• **Set problem**
What is needed is an exact copy of the lines from the line containing "Clone this screenshot" to the line containing "size-3 appearance-none rounded-xs", both lines included, and nothing else.

• **Input material**
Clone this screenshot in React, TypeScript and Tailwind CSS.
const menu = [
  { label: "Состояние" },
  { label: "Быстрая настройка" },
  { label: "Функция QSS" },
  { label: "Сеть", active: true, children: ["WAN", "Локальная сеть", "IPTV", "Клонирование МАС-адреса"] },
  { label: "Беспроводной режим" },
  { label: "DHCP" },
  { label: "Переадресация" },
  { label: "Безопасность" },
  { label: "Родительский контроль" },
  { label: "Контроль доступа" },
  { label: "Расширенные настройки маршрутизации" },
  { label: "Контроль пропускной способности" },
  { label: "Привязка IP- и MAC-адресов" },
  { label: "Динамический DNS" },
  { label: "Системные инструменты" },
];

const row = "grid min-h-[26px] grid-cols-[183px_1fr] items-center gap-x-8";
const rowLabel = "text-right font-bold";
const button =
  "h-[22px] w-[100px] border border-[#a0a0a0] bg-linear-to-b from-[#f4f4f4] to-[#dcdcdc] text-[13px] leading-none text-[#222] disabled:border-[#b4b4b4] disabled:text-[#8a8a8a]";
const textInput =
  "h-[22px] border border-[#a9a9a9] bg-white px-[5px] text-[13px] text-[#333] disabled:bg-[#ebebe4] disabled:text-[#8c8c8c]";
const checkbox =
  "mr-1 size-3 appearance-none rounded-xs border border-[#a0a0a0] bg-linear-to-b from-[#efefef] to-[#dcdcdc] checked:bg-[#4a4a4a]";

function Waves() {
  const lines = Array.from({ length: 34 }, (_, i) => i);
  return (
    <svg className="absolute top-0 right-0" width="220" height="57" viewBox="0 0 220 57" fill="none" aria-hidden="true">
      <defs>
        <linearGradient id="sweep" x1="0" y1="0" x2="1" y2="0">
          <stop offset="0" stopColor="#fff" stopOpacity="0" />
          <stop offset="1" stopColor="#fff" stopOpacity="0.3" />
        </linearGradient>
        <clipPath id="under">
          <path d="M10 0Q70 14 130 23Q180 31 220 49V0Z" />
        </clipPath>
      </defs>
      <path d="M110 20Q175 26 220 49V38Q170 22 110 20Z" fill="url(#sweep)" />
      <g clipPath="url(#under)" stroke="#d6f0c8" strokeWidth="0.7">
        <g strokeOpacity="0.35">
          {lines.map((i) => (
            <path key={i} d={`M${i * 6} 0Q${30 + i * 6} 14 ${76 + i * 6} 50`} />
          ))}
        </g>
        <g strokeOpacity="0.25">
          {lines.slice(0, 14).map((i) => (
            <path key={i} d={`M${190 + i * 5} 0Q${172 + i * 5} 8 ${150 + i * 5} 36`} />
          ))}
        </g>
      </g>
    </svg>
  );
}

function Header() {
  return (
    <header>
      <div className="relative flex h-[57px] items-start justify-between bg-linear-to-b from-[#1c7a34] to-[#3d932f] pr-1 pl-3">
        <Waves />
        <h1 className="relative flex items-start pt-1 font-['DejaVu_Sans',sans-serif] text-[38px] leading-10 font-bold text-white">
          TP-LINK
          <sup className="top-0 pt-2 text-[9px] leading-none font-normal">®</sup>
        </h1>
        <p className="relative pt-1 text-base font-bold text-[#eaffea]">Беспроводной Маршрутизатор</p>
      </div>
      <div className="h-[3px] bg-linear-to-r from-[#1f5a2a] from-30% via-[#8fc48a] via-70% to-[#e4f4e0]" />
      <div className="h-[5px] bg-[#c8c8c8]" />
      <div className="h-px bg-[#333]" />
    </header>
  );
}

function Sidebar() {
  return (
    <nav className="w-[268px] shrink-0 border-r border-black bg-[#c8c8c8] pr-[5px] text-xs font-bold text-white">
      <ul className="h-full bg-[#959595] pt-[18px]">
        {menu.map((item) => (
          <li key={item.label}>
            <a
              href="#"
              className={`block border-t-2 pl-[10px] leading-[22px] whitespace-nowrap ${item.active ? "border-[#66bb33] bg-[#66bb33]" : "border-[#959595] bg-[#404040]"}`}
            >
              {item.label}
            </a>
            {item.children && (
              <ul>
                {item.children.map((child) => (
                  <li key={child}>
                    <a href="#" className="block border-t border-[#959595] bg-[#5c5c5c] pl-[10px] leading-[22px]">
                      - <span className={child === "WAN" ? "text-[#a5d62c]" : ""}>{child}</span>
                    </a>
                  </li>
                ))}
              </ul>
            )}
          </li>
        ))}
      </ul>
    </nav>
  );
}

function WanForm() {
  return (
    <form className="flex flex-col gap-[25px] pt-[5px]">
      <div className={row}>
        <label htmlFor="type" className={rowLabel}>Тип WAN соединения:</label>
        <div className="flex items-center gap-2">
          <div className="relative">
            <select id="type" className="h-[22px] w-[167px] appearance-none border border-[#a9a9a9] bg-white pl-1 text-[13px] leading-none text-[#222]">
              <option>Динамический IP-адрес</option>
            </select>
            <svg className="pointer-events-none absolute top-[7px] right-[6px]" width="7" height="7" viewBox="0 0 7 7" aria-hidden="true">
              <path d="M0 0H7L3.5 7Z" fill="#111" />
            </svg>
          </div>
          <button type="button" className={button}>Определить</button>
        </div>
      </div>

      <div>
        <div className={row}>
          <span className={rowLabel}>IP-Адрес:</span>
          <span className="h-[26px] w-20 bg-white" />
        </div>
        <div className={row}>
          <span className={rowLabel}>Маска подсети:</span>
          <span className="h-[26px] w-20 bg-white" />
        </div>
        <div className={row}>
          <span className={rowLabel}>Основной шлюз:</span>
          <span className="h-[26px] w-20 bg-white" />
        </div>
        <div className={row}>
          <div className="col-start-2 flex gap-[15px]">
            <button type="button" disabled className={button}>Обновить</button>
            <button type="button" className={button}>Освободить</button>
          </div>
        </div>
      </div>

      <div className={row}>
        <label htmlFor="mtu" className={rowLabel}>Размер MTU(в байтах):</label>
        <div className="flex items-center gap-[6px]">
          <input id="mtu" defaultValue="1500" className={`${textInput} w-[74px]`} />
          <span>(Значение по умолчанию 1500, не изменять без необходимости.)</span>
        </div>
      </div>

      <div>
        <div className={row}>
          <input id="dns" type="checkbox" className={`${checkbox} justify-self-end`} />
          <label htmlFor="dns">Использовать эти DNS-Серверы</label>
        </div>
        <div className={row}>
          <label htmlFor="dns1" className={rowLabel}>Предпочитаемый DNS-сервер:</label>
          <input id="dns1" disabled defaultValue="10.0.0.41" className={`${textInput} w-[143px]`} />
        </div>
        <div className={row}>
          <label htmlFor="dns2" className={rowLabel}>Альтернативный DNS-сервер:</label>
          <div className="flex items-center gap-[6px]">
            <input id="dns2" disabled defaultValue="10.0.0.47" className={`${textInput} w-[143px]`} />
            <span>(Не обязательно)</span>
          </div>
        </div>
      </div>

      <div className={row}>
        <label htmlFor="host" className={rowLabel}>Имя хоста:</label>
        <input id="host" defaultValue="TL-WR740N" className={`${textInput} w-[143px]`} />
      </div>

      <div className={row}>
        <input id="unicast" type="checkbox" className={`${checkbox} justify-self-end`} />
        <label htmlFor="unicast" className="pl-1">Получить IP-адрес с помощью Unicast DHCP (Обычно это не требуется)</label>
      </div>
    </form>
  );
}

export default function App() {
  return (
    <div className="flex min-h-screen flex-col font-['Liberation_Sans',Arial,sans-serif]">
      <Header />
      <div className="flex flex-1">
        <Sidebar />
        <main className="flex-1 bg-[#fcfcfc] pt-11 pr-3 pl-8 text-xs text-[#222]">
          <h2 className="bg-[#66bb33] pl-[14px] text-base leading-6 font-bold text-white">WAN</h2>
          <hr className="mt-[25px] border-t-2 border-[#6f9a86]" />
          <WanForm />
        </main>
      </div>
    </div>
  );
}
...
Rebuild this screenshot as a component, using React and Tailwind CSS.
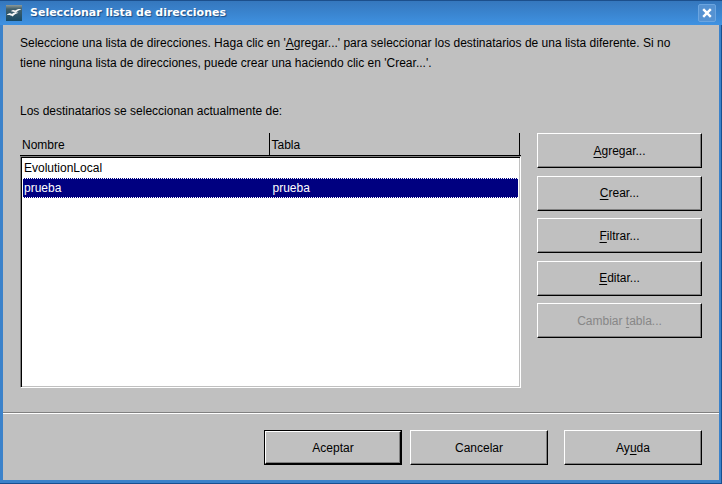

• **Full output**
Clone this screenshot in React, TypeScript and Tailwind CSS.
const menu = [
  { label: "Состояние" },
  { label: "Быстрая настройка" },
  { label: "Функция QSS" },
  { label: "Сеть", active: true, children: ["WAN", "Локальная сеть", "IPTV", "Клонирование МАС-адреса"] },
  { label: "Беспроводной режим" },
  { label: "DHCP" },
  { label: "Переадресация" },
  { label: "Безопасность" },
  { label: "Родительский контроль" },
  { label: "Контроль доступа" },
  { label: "Расширенные настройки маршрутизации" },
  { label: "Контроль пропускной способности" },
  { label: "Привязка IP- и MAC-адресов" },
  { label: "Динамический DNS" },
  { label: "Системные инструменты" },
];

const row = "grid min-h-[26px] grid-cols-[183px_1fr] items-center gap-x-8";
const rowLabel = "text-right font-bold";
const button =
  "h-[22px] w-[100px] border border-[#a0a0a0] bg-linear-to-b from-[#f4f4f4] to-[#dcdcdc] text-[13px] leading-none text-[#222] disabled:border-[#b4b4b4] disabled:text-[#8a8a8a]";
const textInput =
  "h-[22px] border border-[#a9a9a9] bg-white px-[5px] text-[13px] text-[#333] disabled:bg-[#ebebe4] disabled:text-[#8c8c8c]";
const checkbox =
  "mr-1 size-3 appearance-none rounded-xs border border-[#a0a0a0] bg-linear-to-b from-[#efefef] to-[#dcdcdc] checked:bg-[#4a4a4a]";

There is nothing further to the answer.